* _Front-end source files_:
— begin —
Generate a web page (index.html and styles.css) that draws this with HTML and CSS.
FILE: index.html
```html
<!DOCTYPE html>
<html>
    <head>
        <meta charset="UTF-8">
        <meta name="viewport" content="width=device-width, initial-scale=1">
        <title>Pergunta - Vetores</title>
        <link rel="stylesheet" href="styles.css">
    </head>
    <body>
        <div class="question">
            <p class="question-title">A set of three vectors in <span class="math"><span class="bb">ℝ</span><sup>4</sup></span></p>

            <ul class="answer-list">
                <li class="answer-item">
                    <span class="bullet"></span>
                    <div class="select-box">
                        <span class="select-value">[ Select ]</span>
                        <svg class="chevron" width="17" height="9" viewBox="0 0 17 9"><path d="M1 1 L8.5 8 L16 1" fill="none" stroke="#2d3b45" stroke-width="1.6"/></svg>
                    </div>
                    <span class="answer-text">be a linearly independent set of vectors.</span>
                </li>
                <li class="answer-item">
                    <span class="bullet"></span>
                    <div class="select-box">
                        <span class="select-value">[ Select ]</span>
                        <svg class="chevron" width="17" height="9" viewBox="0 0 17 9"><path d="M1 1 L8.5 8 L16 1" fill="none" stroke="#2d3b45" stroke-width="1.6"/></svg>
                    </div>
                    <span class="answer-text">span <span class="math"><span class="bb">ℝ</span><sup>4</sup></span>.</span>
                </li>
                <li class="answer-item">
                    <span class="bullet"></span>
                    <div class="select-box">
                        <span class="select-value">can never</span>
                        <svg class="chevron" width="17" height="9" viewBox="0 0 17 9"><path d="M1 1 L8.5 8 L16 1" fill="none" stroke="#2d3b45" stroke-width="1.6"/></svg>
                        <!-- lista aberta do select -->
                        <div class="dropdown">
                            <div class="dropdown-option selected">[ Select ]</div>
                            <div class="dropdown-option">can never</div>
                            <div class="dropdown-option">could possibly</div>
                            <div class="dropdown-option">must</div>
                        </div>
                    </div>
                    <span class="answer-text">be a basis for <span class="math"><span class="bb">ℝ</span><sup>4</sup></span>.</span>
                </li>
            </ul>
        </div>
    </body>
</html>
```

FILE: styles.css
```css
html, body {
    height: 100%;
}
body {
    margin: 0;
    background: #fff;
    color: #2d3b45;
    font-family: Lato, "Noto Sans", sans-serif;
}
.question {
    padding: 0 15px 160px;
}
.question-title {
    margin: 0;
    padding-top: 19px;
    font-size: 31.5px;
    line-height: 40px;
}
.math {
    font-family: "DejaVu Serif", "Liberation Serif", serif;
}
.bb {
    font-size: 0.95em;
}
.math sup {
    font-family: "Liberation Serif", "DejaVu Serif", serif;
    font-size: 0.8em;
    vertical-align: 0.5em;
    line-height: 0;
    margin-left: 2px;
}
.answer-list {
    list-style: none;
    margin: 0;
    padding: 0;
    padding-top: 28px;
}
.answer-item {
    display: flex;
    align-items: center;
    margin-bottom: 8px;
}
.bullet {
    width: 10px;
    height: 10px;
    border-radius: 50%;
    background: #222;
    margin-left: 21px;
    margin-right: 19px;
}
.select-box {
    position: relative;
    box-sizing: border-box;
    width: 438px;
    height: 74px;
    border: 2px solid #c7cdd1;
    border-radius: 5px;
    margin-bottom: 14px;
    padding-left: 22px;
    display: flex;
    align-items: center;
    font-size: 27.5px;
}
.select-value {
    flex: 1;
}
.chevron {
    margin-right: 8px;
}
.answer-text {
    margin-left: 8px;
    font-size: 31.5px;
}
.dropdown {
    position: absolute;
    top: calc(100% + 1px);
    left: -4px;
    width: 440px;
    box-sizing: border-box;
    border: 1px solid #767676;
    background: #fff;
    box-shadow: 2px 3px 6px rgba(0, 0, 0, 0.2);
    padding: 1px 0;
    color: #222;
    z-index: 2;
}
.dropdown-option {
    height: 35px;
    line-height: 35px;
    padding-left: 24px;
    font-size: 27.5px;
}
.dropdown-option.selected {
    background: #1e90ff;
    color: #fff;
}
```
— end —
— begin —
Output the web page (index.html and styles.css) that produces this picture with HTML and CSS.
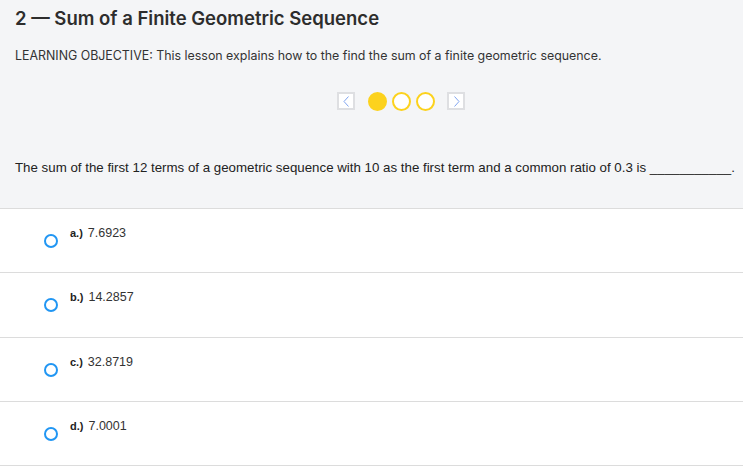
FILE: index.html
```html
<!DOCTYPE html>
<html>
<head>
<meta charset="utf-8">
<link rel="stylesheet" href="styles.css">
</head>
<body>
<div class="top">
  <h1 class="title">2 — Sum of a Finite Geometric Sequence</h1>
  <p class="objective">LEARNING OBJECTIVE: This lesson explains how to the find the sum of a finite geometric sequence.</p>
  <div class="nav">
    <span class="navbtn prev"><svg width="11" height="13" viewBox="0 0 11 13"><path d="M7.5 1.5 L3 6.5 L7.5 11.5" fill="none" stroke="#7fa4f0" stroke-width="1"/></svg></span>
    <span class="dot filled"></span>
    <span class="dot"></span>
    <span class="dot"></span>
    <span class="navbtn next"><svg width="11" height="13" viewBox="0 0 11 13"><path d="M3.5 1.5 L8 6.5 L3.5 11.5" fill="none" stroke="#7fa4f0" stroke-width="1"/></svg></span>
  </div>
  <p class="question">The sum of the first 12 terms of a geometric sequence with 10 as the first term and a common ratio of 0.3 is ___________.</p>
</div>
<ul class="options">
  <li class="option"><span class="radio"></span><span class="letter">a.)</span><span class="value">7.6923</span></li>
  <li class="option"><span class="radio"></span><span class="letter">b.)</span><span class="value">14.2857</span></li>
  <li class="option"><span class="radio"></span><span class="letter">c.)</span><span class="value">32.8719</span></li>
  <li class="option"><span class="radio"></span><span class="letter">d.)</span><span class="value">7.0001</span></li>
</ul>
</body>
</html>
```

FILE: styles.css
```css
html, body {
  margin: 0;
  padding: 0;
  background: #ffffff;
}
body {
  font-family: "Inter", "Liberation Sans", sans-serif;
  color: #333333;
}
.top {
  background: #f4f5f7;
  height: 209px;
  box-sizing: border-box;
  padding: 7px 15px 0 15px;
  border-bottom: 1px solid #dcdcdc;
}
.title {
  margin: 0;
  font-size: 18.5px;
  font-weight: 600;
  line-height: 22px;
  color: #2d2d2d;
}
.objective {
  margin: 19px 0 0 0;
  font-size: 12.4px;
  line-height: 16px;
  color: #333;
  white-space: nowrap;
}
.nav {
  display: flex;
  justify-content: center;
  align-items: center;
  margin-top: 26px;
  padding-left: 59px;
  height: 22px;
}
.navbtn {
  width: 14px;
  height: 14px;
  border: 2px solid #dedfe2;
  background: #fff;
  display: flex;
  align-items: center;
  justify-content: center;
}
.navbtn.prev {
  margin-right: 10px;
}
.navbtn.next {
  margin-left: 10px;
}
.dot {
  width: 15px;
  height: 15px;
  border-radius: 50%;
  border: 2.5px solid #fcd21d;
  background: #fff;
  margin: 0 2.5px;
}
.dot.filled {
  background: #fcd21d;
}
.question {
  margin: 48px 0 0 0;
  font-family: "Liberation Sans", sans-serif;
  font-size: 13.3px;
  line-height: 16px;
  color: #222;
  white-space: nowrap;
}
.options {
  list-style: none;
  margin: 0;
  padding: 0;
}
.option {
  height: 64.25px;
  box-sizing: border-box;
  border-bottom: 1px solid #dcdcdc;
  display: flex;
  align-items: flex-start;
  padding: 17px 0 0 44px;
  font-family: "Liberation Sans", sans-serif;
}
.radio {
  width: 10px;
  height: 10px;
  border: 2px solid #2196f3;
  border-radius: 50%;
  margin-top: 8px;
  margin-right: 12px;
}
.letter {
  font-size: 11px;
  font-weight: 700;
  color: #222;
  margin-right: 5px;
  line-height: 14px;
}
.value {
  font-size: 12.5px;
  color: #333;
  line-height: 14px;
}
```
— end —
* _What to work on_: Where a line of the data holds "styles", show that line.

* _Answer to the task_:
Generate a web page (index.html and styles.css) that draws this with HTML and CSS.
        <link rel="stylesheet" href="styles.css">
FILE: styles.css
Output the web page (index.html and styles.css) that produces this picture with HTML and CSS.
<link rel="stylesheet" href="styles.css">
FILE: styles.css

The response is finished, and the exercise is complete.